Decimal To Octal Conversion A Step By Step Guide

Introduction

In the realm of number systems, the conversion between decimal and octal representations is a fundamental concept. Decimal, the base-10 system we commonly use, employs ten digits (0-9), while octal, a base-8 system, utilizes eight digits (0-7). Understanding this conversion is crucial in various fields, including computer science and digital electronics, where octal numbers often provide a more compact representation of binary data.

This article will delve into the process of converting decimal numbers to their octal equivalents. We will explore the underlying principles and apply a step-by-step method to convert the given decimal numbers: 92, 120, 78, 245, and 88. By mastering this conversion technique, you will gain a valuable skill for working with different number systems.

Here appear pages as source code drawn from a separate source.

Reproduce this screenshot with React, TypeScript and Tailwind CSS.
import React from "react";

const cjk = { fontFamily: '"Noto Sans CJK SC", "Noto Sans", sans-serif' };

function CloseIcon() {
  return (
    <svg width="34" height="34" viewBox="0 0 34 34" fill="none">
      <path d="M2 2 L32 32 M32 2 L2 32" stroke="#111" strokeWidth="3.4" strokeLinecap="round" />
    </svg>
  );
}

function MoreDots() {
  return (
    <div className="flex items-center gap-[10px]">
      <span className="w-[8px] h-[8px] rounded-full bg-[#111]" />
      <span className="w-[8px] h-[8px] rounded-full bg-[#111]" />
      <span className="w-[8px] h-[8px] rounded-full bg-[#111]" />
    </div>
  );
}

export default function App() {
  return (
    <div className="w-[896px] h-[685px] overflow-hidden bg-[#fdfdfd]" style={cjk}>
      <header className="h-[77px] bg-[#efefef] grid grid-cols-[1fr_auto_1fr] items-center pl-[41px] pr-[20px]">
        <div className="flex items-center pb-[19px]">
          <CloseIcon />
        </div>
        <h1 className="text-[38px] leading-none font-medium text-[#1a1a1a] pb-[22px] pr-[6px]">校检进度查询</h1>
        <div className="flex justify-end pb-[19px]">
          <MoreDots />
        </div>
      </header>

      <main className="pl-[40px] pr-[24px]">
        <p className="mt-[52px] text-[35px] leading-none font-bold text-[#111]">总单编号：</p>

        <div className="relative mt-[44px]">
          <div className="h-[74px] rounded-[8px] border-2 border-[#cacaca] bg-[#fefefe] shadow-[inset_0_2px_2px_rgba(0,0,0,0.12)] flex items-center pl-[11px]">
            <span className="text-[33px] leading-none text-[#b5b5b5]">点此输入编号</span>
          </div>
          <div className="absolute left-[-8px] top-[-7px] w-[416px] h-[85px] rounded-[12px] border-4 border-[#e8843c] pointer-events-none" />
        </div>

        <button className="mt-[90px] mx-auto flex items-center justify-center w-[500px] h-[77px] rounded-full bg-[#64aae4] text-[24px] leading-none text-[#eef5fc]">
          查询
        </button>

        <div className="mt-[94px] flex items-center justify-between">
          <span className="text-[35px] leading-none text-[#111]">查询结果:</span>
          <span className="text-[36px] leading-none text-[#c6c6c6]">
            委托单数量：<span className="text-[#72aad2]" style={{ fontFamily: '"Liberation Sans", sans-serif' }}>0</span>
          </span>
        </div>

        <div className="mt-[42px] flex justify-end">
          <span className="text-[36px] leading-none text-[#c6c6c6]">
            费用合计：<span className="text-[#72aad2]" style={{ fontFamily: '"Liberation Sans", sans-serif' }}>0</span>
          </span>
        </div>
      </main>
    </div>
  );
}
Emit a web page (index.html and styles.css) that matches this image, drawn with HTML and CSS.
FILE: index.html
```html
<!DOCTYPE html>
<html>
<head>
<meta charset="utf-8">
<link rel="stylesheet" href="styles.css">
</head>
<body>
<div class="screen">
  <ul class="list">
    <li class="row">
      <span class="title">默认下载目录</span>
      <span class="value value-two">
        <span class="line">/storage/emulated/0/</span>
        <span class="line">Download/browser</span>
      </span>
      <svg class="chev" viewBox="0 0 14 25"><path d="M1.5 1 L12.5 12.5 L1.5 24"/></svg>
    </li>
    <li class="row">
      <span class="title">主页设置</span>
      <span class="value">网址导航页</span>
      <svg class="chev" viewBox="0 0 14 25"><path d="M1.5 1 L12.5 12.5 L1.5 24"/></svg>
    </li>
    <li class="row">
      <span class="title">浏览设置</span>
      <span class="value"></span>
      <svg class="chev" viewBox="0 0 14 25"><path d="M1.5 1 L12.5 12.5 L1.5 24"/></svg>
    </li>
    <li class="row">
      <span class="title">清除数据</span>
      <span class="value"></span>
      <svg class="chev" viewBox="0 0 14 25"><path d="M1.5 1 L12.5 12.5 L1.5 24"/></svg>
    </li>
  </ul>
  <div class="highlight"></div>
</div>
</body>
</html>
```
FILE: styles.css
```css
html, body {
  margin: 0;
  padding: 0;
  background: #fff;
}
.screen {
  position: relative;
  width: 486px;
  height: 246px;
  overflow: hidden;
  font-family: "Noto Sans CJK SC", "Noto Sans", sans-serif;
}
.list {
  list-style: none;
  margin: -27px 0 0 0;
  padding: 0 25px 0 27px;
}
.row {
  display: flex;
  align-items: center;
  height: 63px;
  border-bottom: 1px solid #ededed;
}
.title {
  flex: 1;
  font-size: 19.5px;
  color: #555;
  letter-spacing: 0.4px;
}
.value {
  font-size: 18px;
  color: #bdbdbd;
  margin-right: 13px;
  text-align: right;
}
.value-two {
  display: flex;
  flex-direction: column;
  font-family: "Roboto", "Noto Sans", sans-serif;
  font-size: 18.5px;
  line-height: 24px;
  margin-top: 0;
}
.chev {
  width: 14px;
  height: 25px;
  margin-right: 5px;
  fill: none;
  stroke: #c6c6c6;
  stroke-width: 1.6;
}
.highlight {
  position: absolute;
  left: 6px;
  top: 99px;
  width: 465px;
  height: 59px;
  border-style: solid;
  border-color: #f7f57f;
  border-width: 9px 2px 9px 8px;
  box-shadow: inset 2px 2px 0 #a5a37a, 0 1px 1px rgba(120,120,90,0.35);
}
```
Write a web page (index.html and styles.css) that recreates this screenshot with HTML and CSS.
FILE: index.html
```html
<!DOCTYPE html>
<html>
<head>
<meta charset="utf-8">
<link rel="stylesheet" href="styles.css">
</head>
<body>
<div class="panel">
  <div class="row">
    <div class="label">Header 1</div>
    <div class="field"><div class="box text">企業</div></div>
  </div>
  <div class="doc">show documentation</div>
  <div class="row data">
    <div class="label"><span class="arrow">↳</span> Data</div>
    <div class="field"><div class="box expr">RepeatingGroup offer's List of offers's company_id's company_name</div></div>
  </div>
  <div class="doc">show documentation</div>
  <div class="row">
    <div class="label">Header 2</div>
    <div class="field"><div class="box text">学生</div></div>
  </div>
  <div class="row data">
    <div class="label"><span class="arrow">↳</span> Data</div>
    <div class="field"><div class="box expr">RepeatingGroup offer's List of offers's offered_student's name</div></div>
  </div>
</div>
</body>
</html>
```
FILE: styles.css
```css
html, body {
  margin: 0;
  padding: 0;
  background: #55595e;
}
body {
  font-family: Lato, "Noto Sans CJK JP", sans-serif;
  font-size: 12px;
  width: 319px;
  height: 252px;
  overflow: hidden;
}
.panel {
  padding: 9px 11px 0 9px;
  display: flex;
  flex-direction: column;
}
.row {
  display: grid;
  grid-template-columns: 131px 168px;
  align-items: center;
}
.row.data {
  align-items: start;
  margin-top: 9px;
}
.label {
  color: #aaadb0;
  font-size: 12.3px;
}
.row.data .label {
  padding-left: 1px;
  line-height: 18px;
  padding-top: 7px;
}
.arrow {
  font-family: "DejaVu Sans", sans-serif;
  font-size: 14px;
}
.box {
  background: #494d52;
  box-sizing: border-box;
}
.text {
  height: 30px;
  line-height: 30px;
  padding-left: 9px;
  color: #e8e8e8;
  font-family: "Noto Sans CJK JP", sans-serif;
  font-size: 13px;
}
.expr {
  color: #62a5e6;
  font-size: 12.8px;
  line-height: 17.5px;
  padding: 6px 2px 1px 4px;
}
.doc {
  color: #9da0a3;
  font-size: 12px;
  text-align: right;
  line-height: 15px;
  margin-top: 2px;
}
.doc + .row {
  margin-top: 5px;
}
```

Understanding Number Systems: Decimal and Octal

Before diving into the conversion process, let's briefly review the decimal and octal number systems.

Decimal System (Base-10)

The decimal system is the most familiar number system to us. It uses ten digits (0, 1, 2, 3, 4, 5, 6, 7, 8, and 9) to represent numbers. Each digit's position in a decimal number corresponds to a power of 10. For instance, in the number 123, the digit 1 represents 1 × 10², the digit 2 represents 2 × 10¹, and the digit 3 represents 3 × 10⁰. Thus, 123 can be expressed as (1 × 10²) + (2 × 10¹) + (3 × 10⁰) = 100 + 20 + 3.

Octal System (Base-8)

The octal system, on the other hand, uses eight digits (0, 1, 2, 3, 4, 5, 6, and 7). Each digit's position in an octal number corresponds to a power of 8. For example, the octal number 173 represents (1 × 8²) + (7 × 8¹) + (3 × 8⁰) = 64 + 56 + 3 = 123 in decimal.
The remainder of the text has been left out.